Allegheny County judges can hear as many as 300 juvenile cases in a year. With the high number of juveniles coming into the courtroom every year, many families are left wondering about the court system and how they should prepare their children.

“I like the parents to be involved from the beginning. Sometimes we recommend things like family therapy because it’s obvious there are issues in the home as well as issues in their child’s behavior,” said Judge Kimberly Clark. “Sometimes parents are reluctant. Part of what I need to see parents do is demonstrate they have insight in their kids and they have the ability to properly supervise their child.”


The Juvenile Section of the Family Division of the Court of Common Pleas of Allegheny County is responsible for adjudicating cases involving delinquent children. These matters involve children who are alleged to have committed crimes.

Referrals to the Juvenile Court may come from police departments, magistrates, schools, parents, other courts, agencies and private citizens, but the most common source of referral is the police.

If a child is arrested, the police will make the decision to release them into their parent’s custody or transport them to the Shuman Detention Center. Children are usually sent there if the police cannot locate the child’s parents, if parents are unwilling to accept custody of the child, if the child has been charged with a serious offense, or if the child’s previous record warrants detention.

Prior to the court hearing parents receive a petition with the specific charges filed against their child and information about how to secure the services of the public defender’s office if they cannot afford a private attorney.

“Our kids mess up and we try to do what we can to assist them,” said Judge Dwayne Woodruff. “I see it every day. The biggest problem the kids have, they have nobody in their corner. The majority of the kids, they come in the courtroom and they come alone.”

During the first phase of the hearing, all testimony and evidence is presented regarding the charges against the child. If any or all of the charges are substantiated, the second phase determines what action the court will take.

Adjudications can range from community service and fine to placement in a residential facility or after school program.

“There should be an acknowledgement that there’s a problem and then come in with some kind of game plan or solution that will allow the court to work with you,” said Magistrate Judge Oscar Petite. “I try to resolve most of these issues here. Sometimes these young people just need to see someone in a position of authority who cares about them. We give out community service a lot.”

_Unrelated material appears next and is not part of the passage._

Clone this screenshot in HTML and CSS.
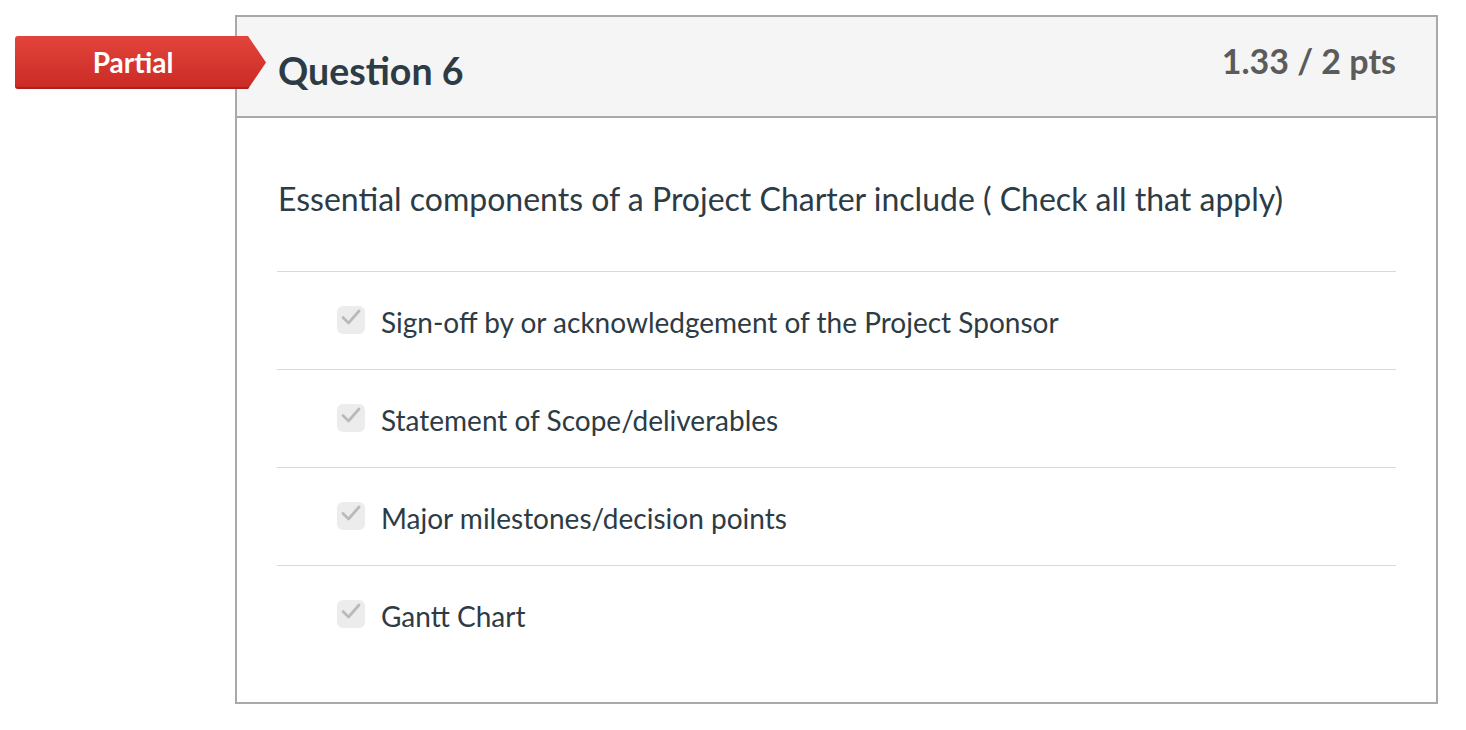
FILE: index.html
```html
<!DOCTYPE html>
<html>
<head>
<meta charset="utf-8">
<link rel="stylesheet" href="styles.css">
</head>
<body>
<div class="page">
  <div class="badge"><span>Partial</span></div>
  <div class="card">
    <div class="card-header">
      <h2 class="title">Question 6</h2>
      <div class="pts">1.33 / 2 pts</div>
    </div>
    <div class="card-body">
      <p class="question">Essential components of a Project Charter include ( Check all that apply)</p>
      <div class="answers">
        <div class="answer">
          <span class="check"><svg viewBox="0 0 28 28" width="28" height="28"><path d="M6 11.5 L11.5 17 L22 5" fill="none" stroke="#bababa" stroke-width="2.8" stroke-linecap="round" stroke-linejoin="round"/></svg></span>
          <span class="label">Sign-off by or acknowledgement of the Project Sponsor</span>
        </div>
        <div class="answer">
          <span class="check"><svg viewBox="0 0 28 28" width="28" height="28"><path d="M6 11.5 L11.5 17 L22 5" fill="none" stroke="#bababa" stroke-width="2.8" stroke-linecap="round" stroke-linejoin="round"/></svg></span>
          <span class="label">Statement of Scope/deliverables</span>
        </div>
        <div class="answer">
          <span class="check"><svg viewBox="0 0 28 28" width="28" height="28"><path d="M6 11.5 L11.5 17 L22 5" fill="none" stroke="#bababa" stroke-width="2.8" stroke-linecap="round" stroke-linejoin="round"/></svg></span>
          <span class="label">Major milestones/decision points</span>
        </div>
        <div class="answer">
          <span class="check"><svg viewBox="0 0 28 28" width="28" height="28"><path d="M6 11.5 L11.5 17 L22 5" fill="none" stroke="#bababa" stroke-width="2.8" stroke-linecap="round" stroke-linejoin="round"/></svg></span>
          <span class="label">Gantt Chart</span>
        </div>
      </div>
    </div>
  </div>
</div>
</body>
</html>
```
FILE: styles.css
```css
html, body {
  margin: 0;
  padding: 0;
  background: #ffffff;
}
body {
  font-family: Lato, "Open Sans", sans-serif;
  color: #2d3b45;
}
.page {
  position: relative;
  padding: 15px 0 0 235px;
}
.badge {
  position: absolute;
  left: 15px;
  top: 36px;
  width: 251px;
  height: 53px;
  background: linear-gradient(#e3443c, #c92b24);
  border-radius: 3px 0 0 3px;
  clip-path: polygon(0 0, 233px 0, 251px 26.5px, 233px 53px, 0 53px);
  box-shadow: inset 0 -2px 0 rgba(120,10,10,0.35);
  display: flex;
  align-items: center;
}
.badge span {
  width: 236px;
  text-align: center;
  color: #fff;
  font-weight: 700;
  font-size: 28px;
  line-height: 1;
  margin-top: -1px;
}
.card {
  width: 1199px;
  border: 2px solid #a9a9a9;
  background: #fff;
}
.card-header {
  height: 99px;
  background: #f5f5f5;
  border-bottom: 2px solid #a9a9a9;
  display: flex;
  justify-content: space-between;
  align-items: flex-start;
  padding: 0 40px 0 41px;
}
.title {
  margin: 0;
  margin-top: 32px;
  font-size: 37.5px;
  font-weight: 700;
  line-height: 44px;
  color: #2d3b45;
}
.pts {
  margin-top: 22px;
  font-size: 34px;
  font-weight: 700;
  line-height: 44px;
  color: #5b5b5b;
}
.card-body {
  padding: 0 40px 39px 40px;
}
.question {
  margin: 0;
  padding: 63px 0 54px 1px;
  font-size: 32px;
  line-height: 36px;
}
.answer {
  height: 95px;
  padding-top: 2px;
  border-top: 1px solid #d9d9d9;
  display: flex;
  align-items: center;
  padding-left: 60px;
  box-sizing: content-box;
}
.check {
  width: 28px;
  height: 28px;
  background: #ececec;
  border-radius: 6px;
  display: flex;
  margin-right: 16px;
  margin-top: -4px;
}
.label {
  font-size: 28px;
  line-height: 32px;
  color: #2d3b45;
}
```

Separate from Family Court is the Magisterial District Court, which is a community-based judicial system comprised of 48 districts handling more than 200,000 case filings a year. This court handles all summary criminal cases, civil matters and criminal matters. Falling into this court jurisdiction for juveniles are mostly cases regarding truancy.

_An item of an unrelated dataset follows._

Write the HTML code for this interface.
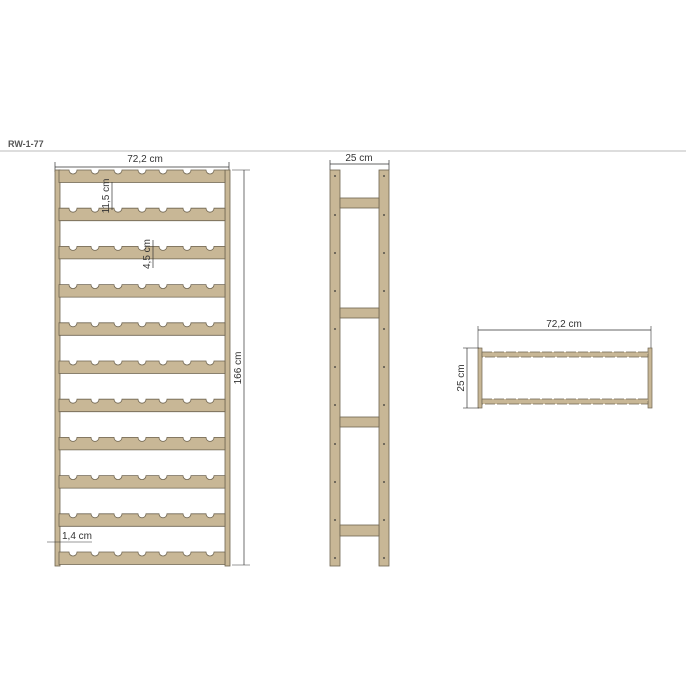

“All magisterial district judges hear between 5,000 and 7,000 cases a year,” said Magistrate Judge Kevin Cooper. “The major adjudication that we can give to juveniles is to fine them up to $300 and if they do not comply with that order then we can certify them to juvenile court.”

Like the other judges, Cooper takes the child’s background into account before making a ruling on a case.

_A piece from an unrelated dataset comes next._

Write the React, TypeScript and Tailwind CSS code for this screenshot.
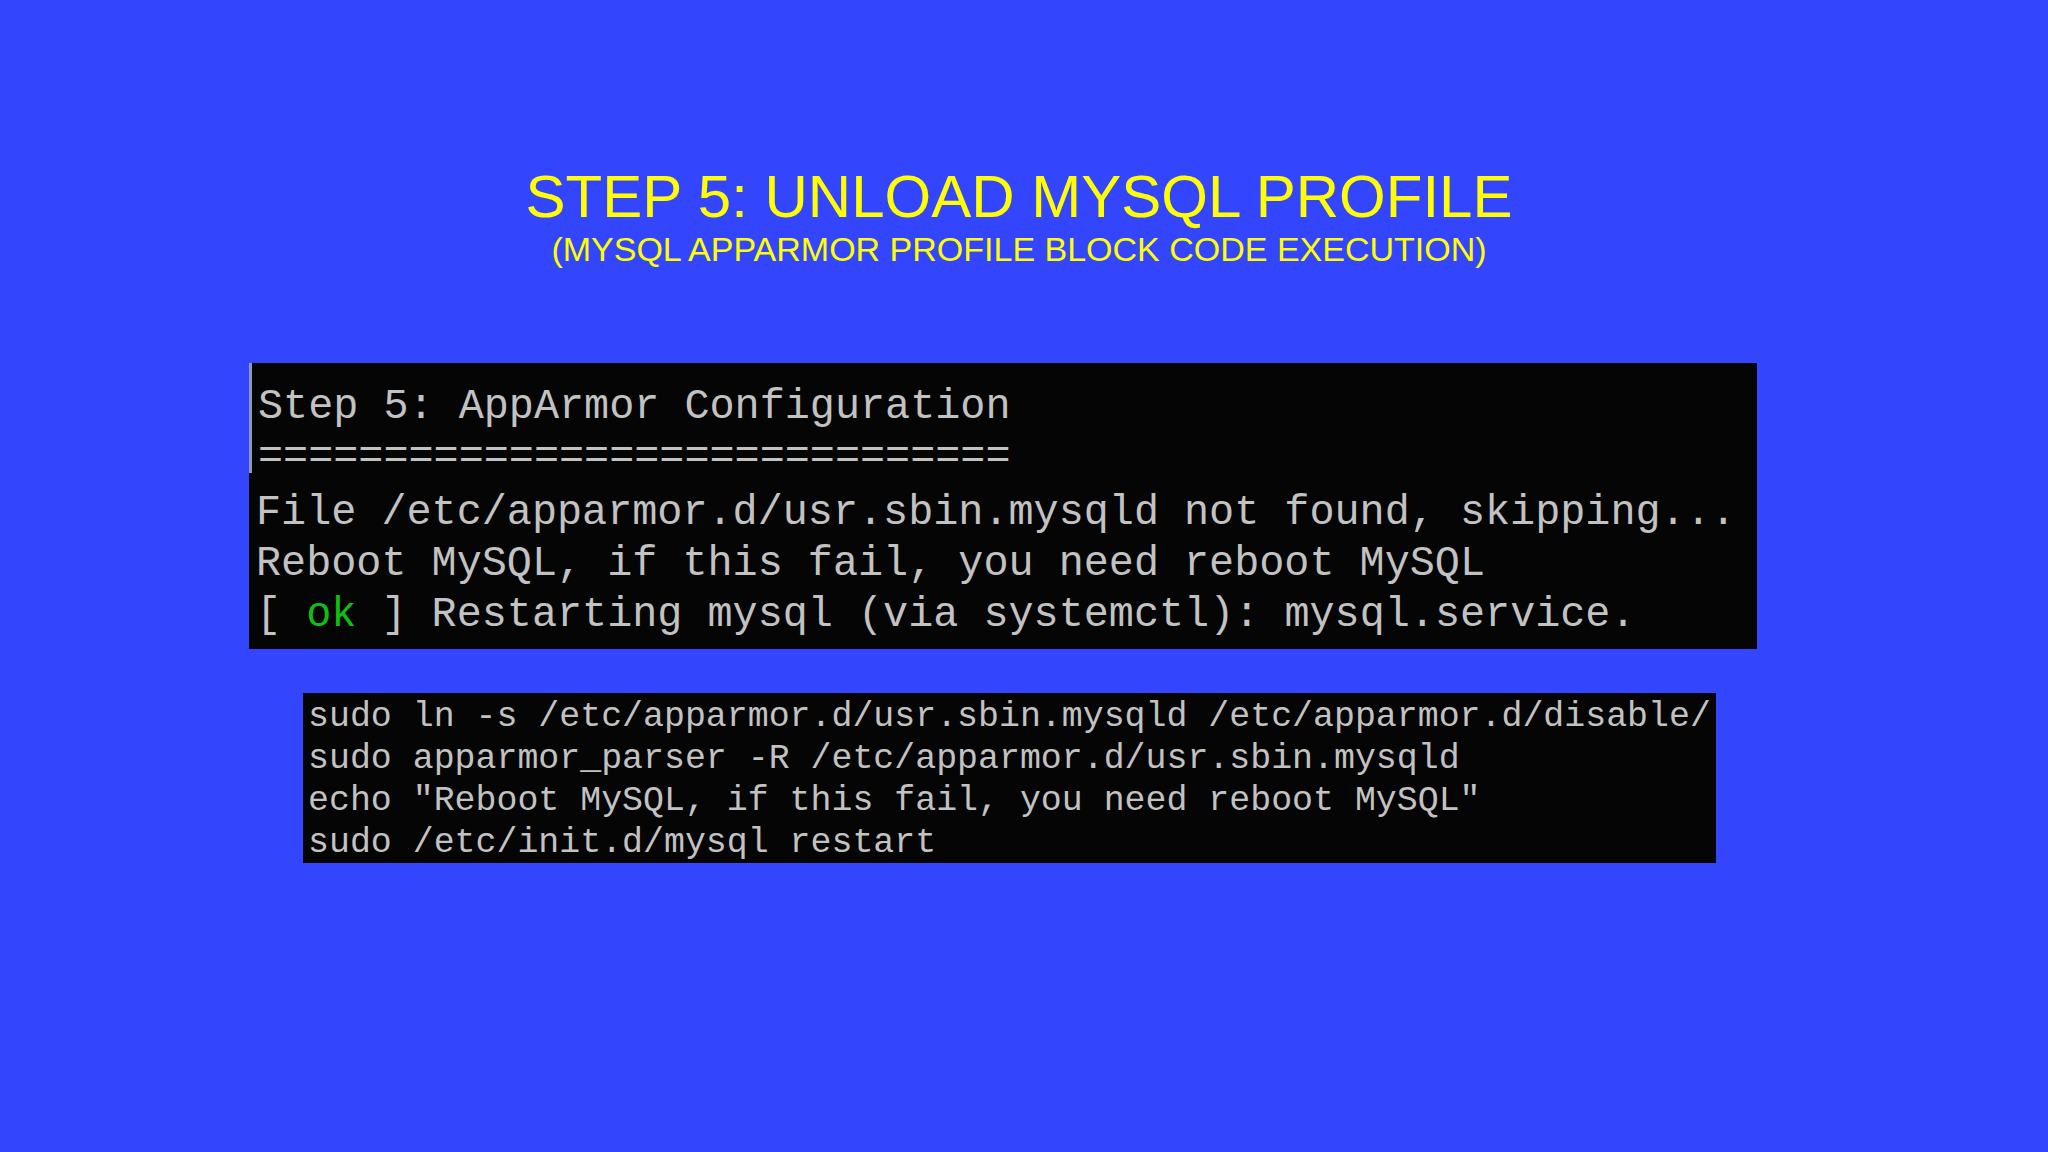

“I think it’s important they be involved in some kind of religious activity. Many kids have no moral fiber and the character is skewed. If they don’t have some foundation, the chances of any program working are not good,” said Cooper. “They must have some sense of responsibility; the parents must show the kids some sense of responsibility. Children that have better academic proficiency are less apt to be in trouble. Kids that have higher attendance in school, tend to be better behaved.”